Dr. Bala Maijama’a Wunti’s journey from energy executive to community-focused philanthropist underscores a crucial point: real wealth lies not in natural resources but in human capital. By focusing on technology and resource persons development, the Wunti Alkhair Foundation offers a model of how Nigerian leaders can anchor progress in people, not just infrastructure.
For a continent eager to leapfrog into the digital future, such models may prove indispensable. But the responsibility does not rest with one foundation alone—it rests with all stakeholders to ensure Africa’s digital rise is inclusive, sustainable, and driven by people empowered to create, not just consume.
Talking Points
Foundations like Wunti Alkhair are commendable for stepping into the tech and human capital development space, but here’s the catch—Africa does not lack foundations. What it lacks is consistency, transparency, and scalability. We’ve seen too many initiatives start strong, win applause, and then fizzle out.

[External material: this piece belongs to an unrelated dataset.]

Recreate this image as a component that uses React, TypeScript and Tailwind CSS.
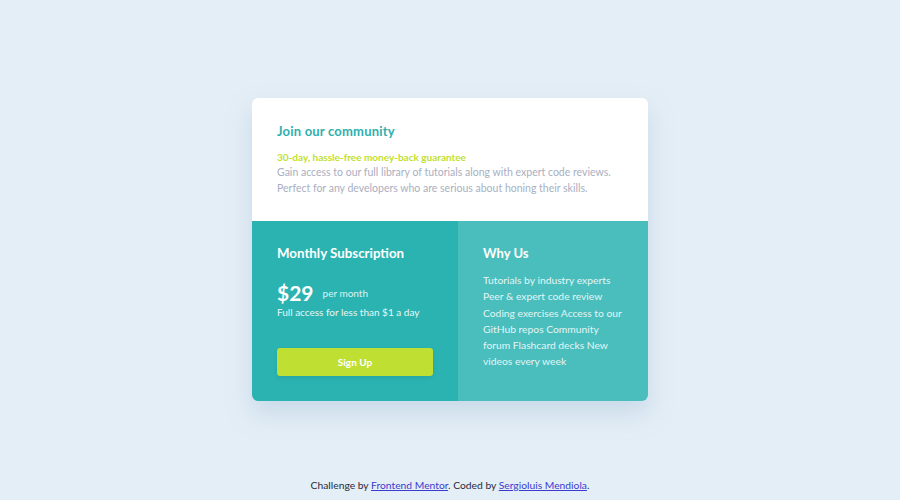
export default function App() {
  const features = "Tutorials by industry experts Peer & expert code review Coding exercises Access to our GitHub repos Community forum Flashcard decks New videos every week";

  return (
    <div className="min-h-[500px] w-full bg-[#e4eef6] font-['Lato',sans-serif] flex flex-col items-center">
      <div className="mt-[98px] w-[396px] rounded-md overflow-hidden bg-white shadow-[0_12px_24px_rgba(150,180,210,0.35)]">
        <div className="px-[25px] pt-[24px] pb-[25px]">
          <h1 className="text-[13px] font-bold text-[#2fb0ae] tracking-[0.2px]">Join our community</h1>
          <p className="mt-[9px] text-[10px] font-bold text-[#bfdf32] leading-[13px]">
            30-day, hassle-free money-back guarantee
          </p>
          <p className="text-[10.5px] leading-[16px] text-[#a9afc1]">
            Gain access to our full library of tutorials along with expert code reviews. Perfect for any developers who are serious about honing their skills.
          </p>
        </div>
        <div className="flex h-[180px]">
          <div className="w-[206px] bg-[#2bb3b1] px-[25px] pt-[23px]">
            <h2 className="text-[13.3px] font-bold text-white">Monthly Subscription</h2>
            <div className="mt-[18px] flex items-center gap-[9px]">
              <span className="text-[21px] font-bold text-white leading-[24px]">$29</span>
              <span className="text-[10px] text-[#d9f3f2]">per month</span>
            </div>
            <p className="text-[10px] text-[#e6f7f6]">Full access for less than $1 a day</p>
            <button className="mt-[28px] w-[156px] h-[28px] rounded-[3px] bg-[#bfdf32] text-white text-[10px] font-bold shadow-[0_2px_4px_rgba(0,0,0,0.08)]">
              Sign Up
            </button>
          </div>
          <div className="flex-1 bg-[#4abebd] pl-[25px] pr-[24px] pt-[23px]">
            <h2 className="text-[13px] font-bold text-white">Why Us</h2>
            <p className="mt-[9px] text-[10.3px] leading-[16.3px] text-[#e3f5f5]">{features}</p>
          </div>
        </div>
      </div>
      <footer className="mt-auto pb-[7px] text-[10.3px] text-[#2a2a3a]">
        Challenge by <a href="#" className="text-[#3b3bd0] underline">Frontend Mentor</a>. Coded by{" "}
        <a href="#" className="text-[#3b3bd0] underline">Sergioluis Mendiola</a>.
      </footer>
    </div>
  );
}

The real question is: will this one last, or will it become another name in Nigeria’s long list of abandoned “youth empowerment” programs?
It is striking that private foundations keep filling the void where government institutions should lead. If Nigeria’s public sector truly believed in digital transformation, there would be a national framework making tech literacy compulsory in schools, not scattered interventions by philanthropists. Wunti Alkhair’s work should be applauded, but it also reveals a troubling failure of governance.
Tech stories from the continent often center on apps, startups, and flashy innovations. But in reality, without people trained, empowered, and connected, no app economy will thrive.
Wunti Alkhair’s focus on resource persons development is actually more revolutionary than building the next fintech app. It’s time Africa starts investing in human capital before unicorn hunting.